Tuesday, March 31, 2009

The end of indefinite detention?

Since the mid 1990's, the New Zealand government has pursued a policy of indefinite detention without trial against those claiming refugee status or who cannot be deported from New Zealand. The policy was cruel, inhumane, and violated fundamental human rights; it was also completely ineffective, an exercise in pointless sadism. And following the outcry over the detentions of Iranian refugees Thomas Yadegary, Ali Reza Panah and Amir Mohebbi it seems to have been largely discontinued. On 23 May 2007, there were 51 people detained under the Immigration Act, the longest for more than three years. But according to documents released under the Official Information Act, that number had dropped to four on 1 March 2009:


(s59 allows someone to be detained for up to 72 hours pending the execution of a removal order; s60 (6) (a) and (b) require detention for those claiming refugee status after being served with a removal order, and those who are refusing to cooperate in their own removal)
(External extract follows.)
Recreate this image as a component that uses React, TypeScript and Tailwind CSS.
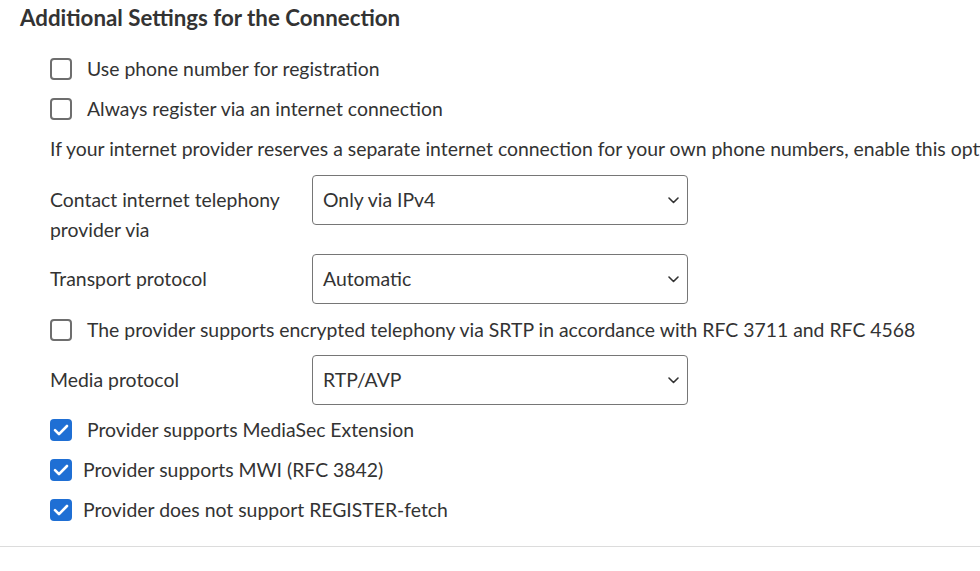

So, a 90% reduction in the course of a couple of years simply because people started paying attention. I'd call that a success.

It may be short-lived, however. The government's new Immigration Bill - still on the Order Paper, though not a high priority - would massively extend detention powers and entrench the use of secret evidence in immigration cases. So having finally backed away from an evil and pointless policy, the government looks keen on repeating it.

Correction: Corrected basic maths failure.